Эти беседы поражали нас с братом. Обычно спокойный, генерал Пядышев с раздражением говорил отцу, что Ворошилов и Буденный – бездари, нигде не учившиеся и не имеющие военного образования, что прославляемая конница Буденного – это вчерашний день в эпоху механизации войны, что единственный современно мыслящий высший военный начальник – это Тухачевский, но что ему не доверяют. Нас с братом удивляло, что все это говорил знающий дело генерал, в то время как официально имена «вождей» прославлялись, о них слагали и пели песни, – тем более удивляло, что говорилось это почти незнакомому человеку, имевшему отношение к пограничной службе. Но, видно, у генерала назрело, накипело в душе.

И еще летний случай. Узнав, что у брата скоро день рождения, Пядышев принес ему в подарок книгу В. К. Арсеньева «В горах Сихотэ-Алиня. Дерсу Узала», а мне подарил коробку оловянных солдатиков. Я не мог понять – почему, ведь день рождения был у брата. Мама объяснила, что Константин Павлович заметил, как я играю спичками на полу, выстраивая подразделения солдат, и пообещал подарить мне оловянных солдатиков, что и сделал, когда наступил подходящий момент. И все же я был поражен его обязательностью и щедростью – в то время оловянных солдатиков в детских магазинах вообще не бывало.

С началом большой войны контакты с Пядышевыми прекратились, что и понятно: у каждого были свои заботы и дела. Как-то мама сказала, что Константина Павловича назначили командующим Лужским направлением. Источник информации мог быть только один – Ольга Ивановна. Потом мама сообщила, что звонила Оля, сказала, что Мерецков прислал за ней самолет и она предлагает маме эвакуироваться «со всеми ее мальчишками». Мама ответила, что мы еще не решили, надо ли эвакуироваться, на чем разговор и закончился.

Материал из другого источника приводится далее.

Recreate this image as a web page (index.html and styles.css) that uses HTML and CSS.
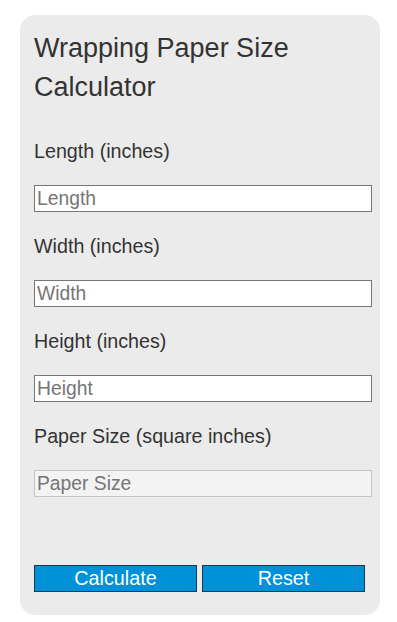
FILE: index.html
```html
<!DOCTYPE html>
<html>

<head>
    <link rel="stylesheet" href="styles.css">
</head>

<body>
    <div class="calc">
        <h1 class="calc-title">Wrapping Paper Size Calculator</h1>

        <label class="calc-label" for="length">Length (inches)</label>
        <input class="calc-input" id="length" type="text" placeholder="Length">

        <label class="calc-label" for="width">Width (inches)</label>
        <input class="calc-input" id="width" type="text" placeholder="Width">

        <label class="calc-label" for="height">Height (inches)</label>
        <input class="calc-input" id="height" type="text" placeholder="Height">

        <label class="calc-label" for="paper">Paper Size (square inches)</label>
        <input class="calc-input calc-result" id="paper" type="text" placeholder="Paper Size" readonly>

        <div class="calc-buttons">
            <button class="calc-btn" type="button">Calculate</button>
            <button class="calc-btn" type="reset">Reset</button>
        </div>
    </div>
</body>

</html>
```

FILE: styles.css
```css
body {
    margin: 0;
    padding: 15px 17px 7px 20px;
    background: #fff;
    font-family: "Liberation Sans", Arial, sans-serif;
    color: #333;
}

.calc {
    display: flex;
    flex-direction: column;
    width: 332px;
    padding: 14px 14px 23px 14px;
    background: #ebebeb;
    border-radius: 15px;
}

.calc-title {
    margin: 0 0 30px 0;
    font-size: 27px;
    font-weight: normal;
    line-height: 39px;
}

.calc-label {
    font-size: 19.7px;
    line-height: 28px;
    margin-bottom: 20px;
}

.calc-input {
    box-sizing: border-box;
    width: 338px;
    height: 27px;
    margin: 0 0 20px 0;
    padding: 2px;
    border: 1px solid #767676;
    background: #fff;
    font-family: "Liberation Sans", Arial, sans-serif;
    font-size: 19.3px;
    color: #333;
}

.calc-input::placeholder {
    color: #757575;
}

.calc-result {
    background: #f3f3f3;
    border-color: #c4c4c4;
}

.calc-buttons {
    display: flex;
    gap: 5px;
    margin-top: 48px;
}

.calc-btn {
    width: 163px;
    height: 27px;
    padding: 0;
    border: 1px solid #1c3a4c;
    background: #0091d9;
    color: #fff;
    font-family: "Liberation Sans", Arial, sans-serif;
    font-size: 19.8px;
}
```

Старший брат Владимир, 1950-е годы


Дело, однако, обстояло не совсем так. Мама в силу понятных соображений умолчала, что отцу на работе уже предложили полуторку, чтобы эвакуировать семью, и было решено отправить нас на восток Новгородской области в Пестово, к дедушке, мамину отцу. Не помню точно, но где-то в октябре мама сказала, что говорила по телефону с Пядышевой. Ольга Ивановна приехала в Ленинград, в ее распоряжении самолет, и она предлагает эвакуироваться. В Москве паника, «никуда не достучаться, только с военными можно иметь дело, а с Костей случилось что-то плохое: когда Мерецков говорил о нем, то смотрел в пол». Мама отвечала, что мы только что вернулись из эвакуации, и никому там оказались не нужны, – с нее хватит, точка.